* Stated task
Copy out each line of the material below that holds the string "screenshot".

Entries with page source code
********

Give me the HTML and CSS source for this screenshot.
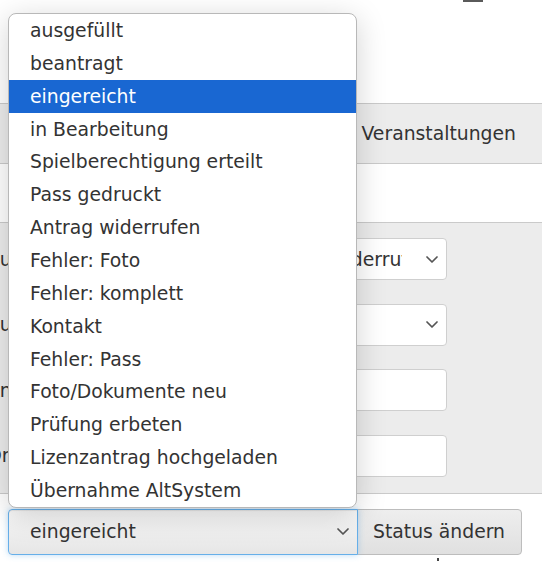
FILE: index.html
```html
<!DOCTYPE html>
<html lang="de">
<head>
<meta charset="utf-8">
<title>Antrag bearbeiten</title>
<link rel="stylesheet" href="styles.css">
</head>
<body>
<div class="page">
  <header class="topbar"><span class="user-mark"></span></header>

  <nav class="tabs">
    <span class="tab">Anträge</span>
    <span class="tab">Spieler</span>
    <span class="tab">Veranstaltungen</span>
  </nav>

  <div class="gap-area"></div>

  <section class="panel">
    <div class="row">
      <span class="label">Zuordnung</span>
      <div class="control">
        <span class="value">Antrag widerrufen</span>
        <svg class="chevron" viewBox="0 0 12 7" width="12" height="7"><path d="M1 1l5 5 5-5"/></svg>
      </div>
    </div>
    <div class="row">
      <span class="label">Zulassung</span>
      <div class="control">
        <span class="value"></span>
        <svg class="chevron" viewBox="0 0 12 7" width="12" height="7"><path d="M1 1l5 5 5-5"/></svg>
      </div>
    </div>
    <div class="row">
      <span class="label">Anmerkung</span>
      <div class="control input"></div>
    </div>
    <div class="row">
      <span class="label">Ort</span>
      <div class="control input"></div>
    </div>
  </section>

  <div class="actions">
    <div class="status-select">
      <span class="value">eingereicht</span>
      <svg class="chevron" viewBox="0 0 12 7" width="12" height="7"><path d="M1 1l5 5 5-5"/></svg>
    </div>
    <button class="status-button" type="button">Status ändern</button>
  </div>

  <div class="footer"><span class="footer-mark"></span></div>
</div>

<ul class="listbox">
  <li>ausgefüllt</li>
  <li>beantragt</li>
  <li class="selected">eingereicht</li>
  <li>in Bearbeitung</li>
  <li>Spielberechtigung erteilt</li>
  <li>Pass gedruckt</li>
  <li>Antrag widerrufen</li>
  <li>Fehler: Foto</li>
  <li>Fehler: komplett</li>
  <li>Kontakt</li>
  <li>Fehler: Pass</li>
  <li>Foto/Dokumente neu</li>
  <li>Prüfung erbeten</li>
  <li>Lizenzantrag hochgeladen</li>
  <li>Übernahme AltSystem</li>
</ul>
</body>
</html>
```

FILE: styles.css
```css
* {
  box-sizing: border-box;
}

html, body {
  margin: 0;
  padding: 0;
  background: #fff;
  overflow: hidden;
}

body {
  font-family: "DejaVu Sans", Verdana, sans-serif;
  font-size: 18.8px;
  color: #333;
  width: 542px;
  height: 562px;
  position: relative;
}

.page {
  width: 542px;
}

/* top strip */
.topbar {
  height: 103px;
  display: flex;
  justify-content: flex-end;
  padding-right: 59px;
}

.user-mark {
  display: block;
  width: 20px;
  height: 2px;
  background: #5a5a5a;
}

/* main navigation band */
.tabs {
  height: 61px;
  border-top: 1px solid #cacaca;
  border-bottom: 1px solid #cacaca;
  background: #ececec;
  display: flex;
  align-items: center;
  justify-content: flex-end;
  padding-right: 10px;
  white-space: nowrap;
}

.tab {
  padding: 0 16px;
  color: #333;
}

.gap-area {
  height: 58px;
}

/* filter panel */
.panel {
  background: #ececec;
  border-top: 1px solid #cacaca;
  border-bottom: 1px solid #cacaca;
  padding: 15px 95px 16px 0;
  display: flex;
  flex-direction: column;
  gap: 23.67px;
}

.row {
  display: grid;
  grid-template-columns: 1fr 199px;
  height: 42px;
  align-items: center;
}

.label {
  margin-left: -13px;
  color: #333;
  white-space: nowrap;
}

.control {
  height: 42px;
  background: #fff;
  border: 1px solid #cfcfcf;
  border-radius: 4px;
  display: flex;
  align-items: center;
  padding: 0 8px 0 12px;
}

.control .value {
  flex: 1;
  margin-right: 24px;
  overflow: hidden;
  white-space: nowrap;
  color: #333;
}

.chevron {
  flex: none;
  fill: none;
  stroke: #555;
  stroke-width: 1.7;
  stroke-linecap: round;
  stroke-linejoin: round;
}

/* status change bar */
.actions {
  display: flex;
  padding: 15px 0 0 8px;
}

.status-select {
  width: 350px;
  height: 46px;
  display: flex;
  align-items: center;
  padding: 0 8px 0 21px;
  border: 1px solid #66afe9;
  border-radius: 4px 0 0 4px;
  background: linear-gradient(#f9f9f9, #e6e6e6);
  box-shadow: inset 0 1px 1px rgba(0, 0, 0, .075), 0 0 6px rgba(102, 175, 233, .45);
  position: relative;
  z-index: 1;
}

.status-select .value {
  flex: 1;
  color: #333;
}

.status-button {
  width: 165px;
  height: 46px;
  margin-left: -1px;
  padding: 0 15px;
  font: inherit;
  color: #333;
  text-align: left;
  background: linear-gradient(#eeeeee, #e0e0e0);
  border: 1px solid #bdbdbd;
  border-radius: 0 4px 4px 0;
}

.footer {
  padding: 3px 0 0 437px;
}

.footer-mark {
  display: block;
  width: 2px;
  height: 3px;
  background: #444;
}

/* open options list of the status select */
.listbox {
  position: absolute;
  left: 8px;
  top: 13px;
  width: 349px;
  margin: 0;
  padding: 0;
  list-style: none;
  background: #fff;
  border: 1px solid #b8b8b8;
  border-radius: 8px;
  overflow: hidden;
  box-shadow: 0 6px 30px rgba(0, 0, 0, .18);
  z-index: 10;
}

.listbox li {
  height: 32.87px;
  padding-top: 2px;
  line-height: 30.87px;
  padding-left: 21px;
  color: #333;
  white-space: nowrap;
}

.listbox li.selected {
  background: #1967d2;
  color: #fff;
}
```
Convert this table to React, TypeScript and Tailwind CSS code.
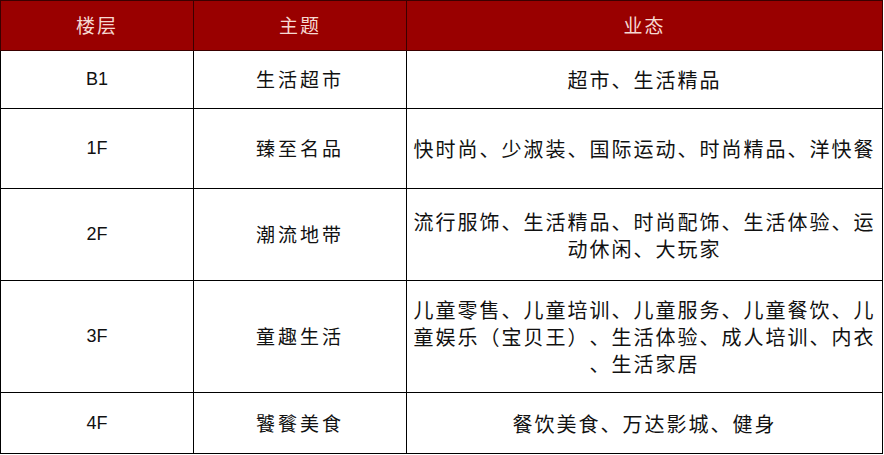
const rows = [
  { floor: 'B1', theme: '生活超市', biz: '超市、生活精品', h: 'h-[58px]' },
  { floor: '1F', theme: '臻至名品', biz: '快时尚、少淑装、国际运动、时尚精品、洋快餐', h: 'h-[80px]' },
  { floor: '2F', theme: '潮流地带', biz: '流行服饰、生活精品、时尚配饰、生活体验、运动休闲、大玩家', h: 'h-[92px]' },
  {
    floor: '3F',
    theme: '童趣生活',
    biz: '儿童零售、儿童培训、儿童服务、儿童餐饮、儿童娱乐（宝贝王）、生活体验、成人培训、内衣、生活家居',
    h: 'h-[112px]',
  },
  { floor: '4F', theme: '饕餮美食', biz: '餐饮美食、万达影城、健身', h: 'h-[61px]' },
];

const cjk = "font-['Noto_Sans_CJK_SC',sans-serif] [text-spacing-trim:space-all] [line-break:anywhere]";

export default function App() {
  return (
    <div className="w-[884px] h-[455px] bg-white overflow-hidden">
      <table className="w-[883px] table-fixed border-collapse">
        <colgroup>
          <col className="w-[193px]" />
          <col className="w-[213px]" />
          <col />
        </colgroup>
        <thead>
          <tr className="h-[50px] bg-[#990000]">
            {['楼层', '主题', '业态'].map((t) => (
              <th
                key={t}
                className={`border border-[#3a0000] ${cjk} text-[19px] font-normal tracking-[2px] text-[#f6d9d2] text-center align-middle`}
              >
                {t}
              </th>
            ))}
          </tr>
        </thead>
        <tbody>
          {rows.map((r) => (
            <tr key={r.floor} className={r.h}>
              <td className="border border-black text-center align-middle font-['Liberation_Sans',Arial,sans-serif] text-[18px] text-[#111]">
                {r.floor}
              </td>
              <td className={`border border-black text-center align-middle ${cjk} text-[19px] tracking-[3px] text-[#111]`}>
                {r.theme}
              </td>
              <td className={`border border-black text-center align-middle px-[5px] ${cjk} text-[20px] leading-[27px] tracking-[2px] text-[#111]`}>
                {r.biz}
              </td>
            </tr>
          ))}
        </tbody>
      </table>
    </div>
  );
}
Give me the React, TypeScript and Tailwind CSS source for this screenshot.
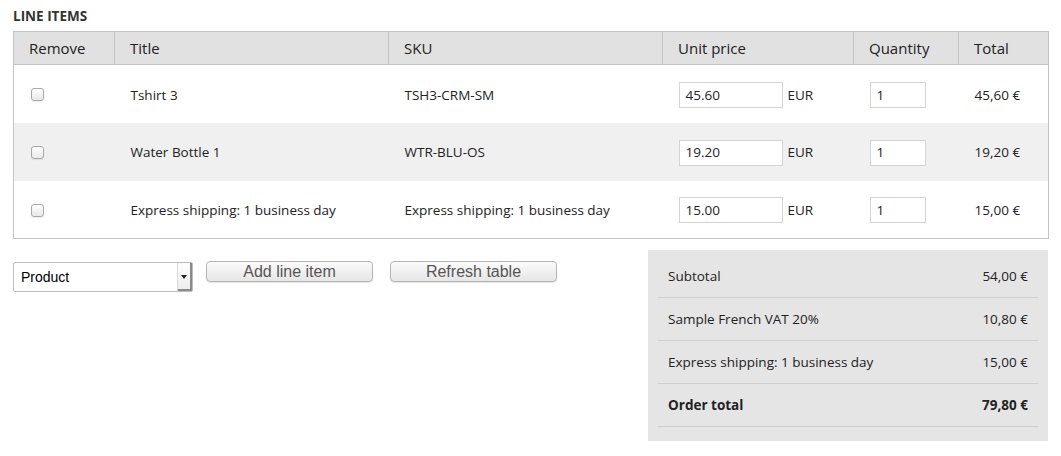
import React from 'react';

const rows = [
  { title: 'Tshirt 3', sku: 'TSH3-CRM-SM', price: '45.60', qty: '1', total: '45,60 €' },
  { title: 'Water Bottle 1', sku: 'WTR-BLU-OS', price: '19.20', qty: '1', total: '19,20 €' },
  { title: 'Express shipping: 1 business day', sku: 'Express shipping: 1 business day', price: '15.00', qty: '1', total: '15,00 €' },
];

const totals = [
  { label: 'Subtotal', value: '54,00 €' },
  { label: 'Sample French VAT 20%', value: '10,80 €' },
  { label: 'Express shipping: 1 business day', value: '15,00 €' },
  { label: 'Order total', value: '79,80 €', bold: true },
];

function Checkbox() {
  return (
    <span className="block w-[13px] h-[13px] rounded-[3px] border border-[#a8a8a8] bg-gradient-to-b from-white to-[#e8e8e8] shadow-[0_1px_1px_rgba(0,0,0,0.08)]" />
  );
}

export default function App() {
  return (
    <div className="w-[1061px] h-[456px] bg-white px-[13px] pt-[8px] text-[#222] font-['Open_Sans',sans-serif]">
      <h2 className="text-[13.5px] leading-[16px] font-bold text-[#333] mb-[7px]">LINE ITEMS</h2>

      <table className="w-[1035px] table-fixed border-collapse border border-[#c4c4c4] text-[13.5px]">
        <colgroup>
          <col className="w-[101px]" />
          <col className="w-[274px]" />
          <col className="w-[274px]" />
          <col className="w-[191px]" />
          <col className="w-[105px]" />
          <col className="w-[90px]" />
        </colgroup>
        <thead>
          <tr className="bg-[#e1e1e1] h-[33px] border-b border-[#c4c4c4]">
            <th className="text-left font-normal text-[15px] pl-[15px]">Remove</th>
            <th className="text-left font-normal text-[15px] pl-[15px] border-l border-[#c4c4c4]">Title</th>
            <th className="text-left font-normal text-[15px] pl-[15px] border-l border-[#c4c4c4]">SKU</th>
            <th className="text-left font-normal text-[15px] pl-[15px] border-l border-[#c4c4c4]">Unit price</th>
            <th className="text-left font-normal text-[15px] pl-[15px] border-l border-[#c4c4c4]">Quantity</th>
            <th className="text-left font-normal text-[15px] pl-[15px] border-l border-[#c4c4c4]">Total</th>
          </tr>
        </thead>
        <tbody>
          {rows.map((r, i) => (
            <tr key={i} className={`h-[58px] ${i === 1 ? 'bg-[#f0f0f0]' : 'bg-white'}`}>
              <td className="pl-[17px] pt-[2px]">
                <Checkbox />
              </td>
              <td className="pl-[16px] pt-[2px] whitespace-nowrap">{r.title}</td>
              <td className="pl-[16px] pt-[2px] whitespace-nowrap">{r.sku}</td>
              <td className="pl-[16px] pt-[2px]">
                <div className="flex items-center gap-[5px]">
                  <div className="w-[104px] h-[26px] border border-[#d4d4d4] bg-white px-[6px] flex items-center">{r.price}</div>
                  <span>EUR</span>
                </div>
              </td>
              <td className="pl-[16px] pt-[2px]">
                <div className="w-[56px] h-[26px] border border-[#d4d4d4] bg-white px-[6px] flex items-center">{r.qty}</div>
              </td>
              <td className="pl-[16px] pt-[2px] whitespace-nowrap">{r.total}</td>
            </tr>
          ))}
        </tbody>
      </table>

      <div className="flex justify-between mt-[11px]">
        <div className="flex items-start pt-[12px]">
          <div className="relative w-[180px] h-[30px] border border-[#bdbdbd] rounded-[2px] bg-white flex items-center pl-[7px] text-[14px] text-black font-['Liberation_Sans',sans-serif]">
            Product
            <div className="absolute right-0 top-0 h-full w-[15px] border-l border-[#d8d8d8] bg-gradient-to-b from-white to-[#ececec] shadow-[inset_-2px_-2px_0_#8a8a8a] flex items-center justify-center">
              <span className="block w-0 h-0 border-l-[3px] border-r-[3px] border-t-[4px] border-l-transparent border-r-transparent border-t-[#222] -translate-x-[1px]" />
            </div>
          </div>
          <button className="ml-[13px] -mt-[1px] w-[167px] h-[21px] rounded-[4px] border border-[#b4b4b4] bg-gradient-to-b from-[#fbfbfb] to-[#e6e6e6] shadow-[0_1px_1px_rgba(0,0,0,0.1)] text-[16px] leading-[19px] text-[#555] font-['Liberation_Sans',sans-serif]">
            Add line item
          </button>
          <button className="ml-[17px] -mt-[1px] w-[167px] h-[21px] rounded-[4px] border border-[#b4b4b4] bg-gradient-to-b from-[#fbfbfb] to-[#e6e6e6] shadow-[0_1px_1px_rgba(0,0,0,0.1)] text-[16px] leading-[19px] text-[#555] font-['Liberation_Sans',sans-serif]">
            Refresh table
          </button>
        </div>

        <div className="w-[400px] bg-[#e5e5e5] px-[10px] pt-[5px] pb-[14px] text-[13.5px]">
          {totals.map((t, i) => (
            <div key={i} className={`h-[43px] border-b border-[#cfcfcf] flex items-center justify-between px-[10px] ${t.bold ? 'font-bold' : ''}`}>
              <span>{t.label}</span>
              <span>{t.value}</span>
            </div>
          ))}
        </div>
      </div>
    </div>
  );
}
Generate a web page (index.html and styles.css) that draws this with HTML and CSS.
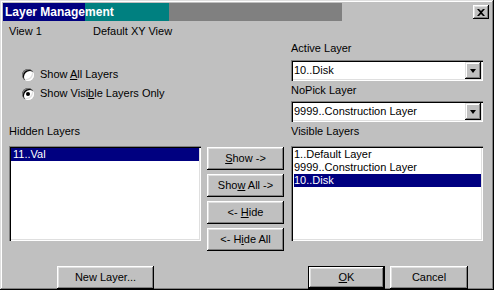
FILE: index.html
```html
<!DOCTYPE html>
<html>
<head>
<meta charset="utf-8">
<link rel="stylesheet" href="styles.css">
</head>
<body>
<div class="dialog">
  <div class="titlebar">
    <span class="title">Layer Management</span>
    <span class="close"><svg width="8" height="7" viewBox="0 0 8 7"><path d="M0 0h2l2 2 2-2h2L5 3.5 8 7H6L4 5 2 7H0l3-3.5z" fill="#000"/></svg></span>
  </div>
  <div class="content">
    <div class="top-left">
      <div class="view-row"><span class="view-name">View 1</span><span>Default XY View</span></div>
      <div class="radios">
        <div class="radio"><span class="radio-circle"></span><span>Show <u>A</u>ll Layers</span></div>
        <div class="radio"><span class="radio-circle checked"></span><span>Show Visi<u>b</u>le Layers Only</span></div>
      </div>
    </div>
    <div class="top-right">
      <div class="label">Active Layer</div>
      <div class="combo first"><span class="combo-text">10..Disk</span><span class="combo-btn"><span class="arrow"></span></span></div>
      <div class="label nopick">NoPick Layer</div>
      <div class="combo second"><span class="combo-text">9999..Construction Layer</span><span class="combo-btn"><span class="arrow"></span></span></div>
    </div>
    <div class="label list-label hidden-label">Hidden Layers</div>
    <div class="label list-label visible-label">Visible Layers</div>
    <div class="list hidden-list">
      <div class="item selected">11..Val</div>
    </div>
    <div class="move-buttons">
      <div class="btn"><span><u>S</u>how -&gt;</span></div>
      <div class="btn"><span>Sho<u>w</u> All -&gt;</span></div>
      <div class="btn"><span>&lt;- <u>H</u>ide</span></div>
      <div class="btn"><span>&lt;- H<u>i</u>de All</span></div>
    </div>
    <div class="list visible-list">
      <div class="item">1..Default Layer</div>
      <div class="item">9999..Construction Layer</div>
      <div class="item selected">10..Disk</div>
    </div>
  </div>
  <div class="footer">
    <div class="btn new-layer"><span>New Layer...</span></div>
    <div class="spacer"></div>
    <div class="btn default ok"><span><u>O</u>K</span></div>
    <div class="btn cancel"><span>Cancel</span></div>
  </div>
</div>
</body>
</html>
```

FILE: styles.css
```css
* { box-sizing: border-box; }
html, body { margin: 0; padding: 0; }
body {
  font-family: "Liberation Sans", Arial, sans-serif;
  font-size: 11px;
  line-height: 13px;
  color: #000;
  background: #c0c0c0;
}
.dialog {
  width: 494px;
  height: 290px;
  background: #c0c0c0;
  padding: 3px;
  box-shadow: inset -1px -1px #000, inset 1px 1px #dfdfdf, inset -2px -2px #808080, inset 2px 2px #fff;
  display: flex;
  flex-direction: column;
}
.titlebar {
  height: 18px;
  display: flex;
  align-items: center;
  justify-content: space-between;
  background: linear-gradient(to right, #000080 0 82px, #008080 82px 166px, #808080 166px 339px, #c0c0c0 339px);
}
.title {
  color: #fff;
  font-weight: bold;
  font-size: 12px;
  padding-left: 2px;
  line-height: 18px;
}
.close {
  width: 16px;
  height: 14px;
  margin-right: 2px;
  background: #c0c0c0;
  display: flex;
  align-items: center;
  justify-content: center;
  box-shadow: inset -1px -1px #000, inset 1px 1px #fff, inset -2px -2px #808080, inset 2px 2px #dfdfdf;
}
.close svg { display: block; margin-left: -1px; }
.content {
  display: grid;
  grid-template-columns: 192px 6px 77px 7px 192px;
  grid-template-rows: auto auto auto;
  padding-left: 6px;
}
.top-left { grid-column: 1 / 4; grid-row: 1; padding-top: 4px; }
.top-right { grid-column: 5; grid-row: 1; padding-top: 21px; }
.view-row { display: flex; }
.view-name { width: 84px; }
.radios { margin-top: 30px; padding-left: 13px; display: flex; flex-direction: column; gap: 6px; }
.radio { display: flex; align-items: center; height: 13px; }
.radio-circle {
  width: 12px;
  height: 12px;
  border-radius: 50%;
  background: #fff;
  margin-right: 6px;
  position: relative;
  box-shadow: inset 1px 1px #808080, inset 2px 2px #000, inset -1px -1px #fff, inset -2px -2px #dfdfdf;
}
.radio-circle.checked::after {
  content: "";
  position: absolute;
  left: 4px;
  top: 4px;
  width: 4px;
  height: 4px;
  border-radius: 50%;
  background: #000;
}
.combo {
  height: 21px;
  margin-top: 5px;
  background: #fff;
  display: flex;
  align-items: center;
  justify-content: space-between;
  padding: 2px;
  box-shadow: inset 1px 1px #808080, inset 2px 2px #000, inset -1px -1px #fff, inset -2px -2px #dfdfdf;
}
.combo.second { margin-top: 4px; }
.label.nopick { margin-top: 3px; }
.combo-text { padding-left: 1px; }
.combo-btn {
  width: 16px;
  height: 17px;
  background: #c0c0c0;
  display: flex;
  align-items: center;
  justify-content: center;
  box-shadow: inset -1px -1px #000, inset 1px 1px #dfdfdf, inset -2px -2px #808080, inset 2px 2px #fff;
}
.arrow {
  width: 0;
  height: 0;
  border-left: 3.5px solid transparent;
  border-right: 3.5px solid transparent;
  border-top: 4px solid #000;
}
.list-label { grid-row: 2; margin-top: 3px; }
.hidden-label { grid-column: 1; }
.visible-label { grid-column: 5; }
.list {
  grid-row: 3;
  margin-top: 8px;
  height: 95px;
  background: #fff;
  padding: 2px;
  box-shadow: inset 1px 1px #808080, inset 2px 2px #000, inset -1px -1px #fff, inset -2px -2px #dfdfdf;
}
.hidden-list { grid-column: 1; }
.visible-list { grid-column: 5; padding-left: 3px; }
.item { height: 13px; line-height: 13px; padding-left: 2px; white-space: nowrap; }
.visible-list .item { padding-left: 0; }
.item.selected { background: #000080; color: #fff; }
.move-buttons {
  grid-column: 3;
  grid-row: 3;
  margin-top: 9px;
  display: flex;
  flex-direction: column;
  gap: 4px;
}
.btn {
  height: 23px;
  background: #c0c0c0;
  display: flex;
  align-items: center;
  justify-content: center;
  box-shadow: inset -1px -1px #000, inset 1px 1px #fff, inset -2px -2px #808080, inset 2px 2px #dfdfdf;
}
.btn.default {
  border: 1px solid #000;
}
.footer {
  display: flex;
  margin-top: 15px;
  padding-left: 54px;
  padding-right: 23px;
  gap: 5px;
}
.spacer { flex: 1; }
.new-layer { width: 97px; }
.ok { width: 77px; }
.cancel { width: 78px; }
```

********

* Solution to this problem
Give me the HTML and CSS source for this screenshot.
Give me the React, TypeScript and Tailwind CSS source for this screenshot.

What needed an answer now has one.